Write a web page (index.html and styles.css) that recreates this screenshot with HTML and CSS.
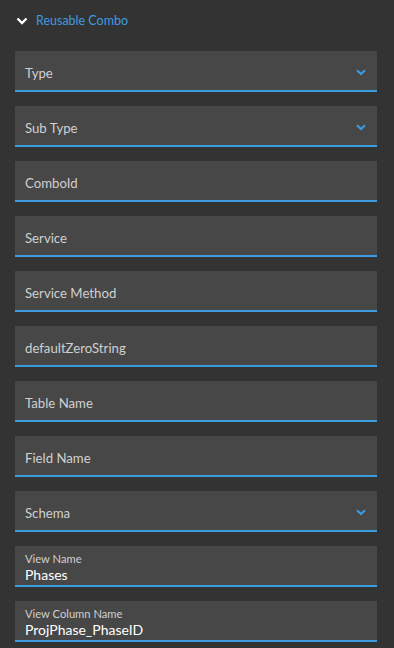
FILE: index.html
```html
<!DOCTYPE html>
<html>
<head>
<meta charset="utf-8">
<link rel="stylesheet" href="styles.css">
</head>
<body>
<div class="panel">
  <div class="header">
    <svg class="hchev" width="12" height="8" viewBox="0 0 12 8"><path d="M1.5 1.5 L6 6 L10.5 1.5" fill="none" stroke="#ffffff" stroke-width="2.4"/></svg>
    <span class="htitle">Reusable Combo</span>
  </div>
  <div class="fields">
    <div class="field"><span class="ph">Type</span><svg class="chev" width="10" height="7" viewBox="0 0 10 7"><path d="M1 1.2 L5 5 L9 1.2" fill="none" stroke="#3d9be0" stroke-width="2"/></svg></div>
    <div class="field"><span class="ph">Sub Type</span><svg class="chev" width="10" height="7" viewBox="0 0 10 7"><path d="M1 1.2 L5 5 L9 1.2" fill="none" stroke="#3d9be0" stroke-width="2"/></svg></div>
    <div class="field"><span class="ph">ComboId</span></div>
    <div class="field"><span class="ph">Service</span></div>
    <div class="field"><span class="ph">Service Method</span></div>
    <div class="field"><span class="ph">defaultZeroString</span></div>
    <div class="field"><span class="ph">Table Name</span></div>
    <div class="field"><span class="ph">Field Name</span></div>
    <div class="field"><span class="ph">Schema</span><svg class="chev" width="10" height="7" viewBox="0 0 10 7"><path d="M1 1.2 L5 5 L9 1.2" fill="none" stroke="#3d9be0" stroke-width="2"/></svg></div>
    <div class="field filled"><div class="stack"><span class="lbl">View Name</span><span class="val">Phases</span></div></div>
    <div class="field filled"><div class="stack"><span class="lbl">View Column Name</span><span class="val">ProjPhase_PhaseID</span></div></div>
  </div>
</div>
</body>
</html>
```
FILE: styles.css
```css
html, body {
  margin: 0;
  padding: 0;
  background: #333333;
  height: 100%;
}
body {
  font-family: Lato, "Open Sans", sans-serif;
  overflow: hidden;
}
.panel {
  width: 394px;
  height: 648px;
  box-sizing: border-box;
  padding: 0 17px 0 15px;
  background: #333333;
}
.header {
  height: 51px;
  display: flex;
  align-items: center;
  padding-bottom: 10px;
  box-sizing: border-box;
}
.hchev {
  margin-left: 1px;
  margin-right: 8px;
}
.htitle {
  color: #3d9be0;
  font-size: 12.5px;
}
.fields {
  display: flex;
  flex-direction: column;
  gap: 14px;
}
.field {
  height: 41px;
  box-sizing: border-box;
  background: #474747;
  border-bottom: 2px solid #3d9be0;
  display: flex;
  align-items: center;
  justify-content: space-between;
  padding: 4px 10px 0 10px;
}
.ph {
  color: #d0d0d0;
  font-size: 13.2px;
}
.chev {
  margin-right: 1px;
}
.filled {
  align-items: flex-end;
  padding-bottom: 1px;
}
.stack {
  display: flex;
  flex-direction: column;
}
.lbl {
  color: #cfcfcf;
  font-size: 11.2px;
  line-height: 14px;
}
.val {
  color: #ffffff;
  font-size: 14px;
  line-height: 18px;
}
```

§ TASK REQUIREMENTS: Give every line back word for word and leave the pictures out.

§ ANSWER TO THIS TASK:
Write a web page (index.html and styles.css) that recreates this screenshot with HTML and CSS.
FILE: index.html
```html
<!DOCTYPE html>
<html>
<head>
<meta charset="utf-8">
<link rel="stylesheet" href="styles.css">
</head>
<body>
<div class="panel">
  <div class="header">
    <svg class="hchev" width="12" height="8" viewBox="0 0 12 8"><path d="M1.5 1.5 L6 6 L10.5 1.5" fill="none" stroke="#ffffff" stroke-width="2.4"/></svg>
    <span class="htitle">Reusable Combo</span>
  </div>
  <div class="fields">
    <div class="field"><span class="ph">Type</span><svg class="chev" width="10" height="7" viewBox="0 0 10 7"><path d="M1 1.2 L5 5 L9 1.2" fill="none" stroke="#3d9be0" stroke-width="2"/></svg></div>
    <div class="field"><span class="ph">Sub Type</span><svg class="chev" width="10" height="7" viewBox="0 0 10 7"><path d="M1 1.2 L5 5 L9 1.2" fill="none" stroke="#3d9be0" stroke-width="2"/></svg></div>
    <div class="field"><span class="ph">ComboId</span></div>
    <div class="field"><span class="ph">Service</span></div>
    <div class="field"><span class="ph">Service Method</span></div>
    <div class="field"><span class="ph">defaultZeroString</span></div>
    <div class="field"><span class="ph">Table Name</span></div>
    <div class="field"><span class="ph">Field Name</span></div>
    <div class="field"><span class="ph">Schema</span><svg class="chev" width="10" height="7" viewBox="0 0 10 7"><path d="M1 1.2 L5 5 L9 1.2" fill="none" stroke="#3d9be0" stroke-width="2"/></svg></div>
    <div class="field filled"><div class="stack"><span class="lbl">View Name</span><span class="val">Phases</span></div></div>
    <div class="field filled"><div class="stack"><span class="lbl">View Column Name</span><span class="val">ProjPhase_PhaseID</span></div></div>
  </div>
</div>
</body>
</html>
```
FILE: styles.css
```css
html, body {
  margin: 0;
  padding: 0;
  background: #333333;
  height: 100%;
}
body {
  font-family: Lato, "Open Sans", sans-serif;
  overflow: hidden;
}
.panel {
  width: 394px;
  height: 648px;
  box-sizing: border-box;
  padding: 0 17px 0 15px;
  background: #333333;
}
.header {
  height: 51px;
  display: flex;
  align-items: center;
  padding-bottom: 10px;
  box-sizing: border-box;
}
.hchev {
  margin-left: 1px;
  margin-right: 8px;
}
.htitle {
  color: #3d9be0;
  font-size: 12.5px;
}
.fields {
  display: flex;
  flex-direction: column;
  gap: 14px;
}
.field {
  height: 41px;
  box-sizing: border-box;
  background: #474747;
  border-bottom: 2px solid #3d9be0;
  display: flex;
  align-items: center;
  justify-content: space-between;
  padding: 4px 10px 0 10px;
}
.ph {
  color: #d0d0d0;
  font-size: 13.2px;
}
.chev {
  margin-right: 1px;
}
.filled {
  align-items: flex-end;
  padding-bottom: 1px;
}
.stack {
  display: flex;
  flex-direction: column;
}
.lbl {
  color: #cfcfcf;
  font-size: 11.2px;
  line-height: 14px;
}
.val {
  color: #ffffff;
  font-size: 14px;
  line-height: 18px;
}
```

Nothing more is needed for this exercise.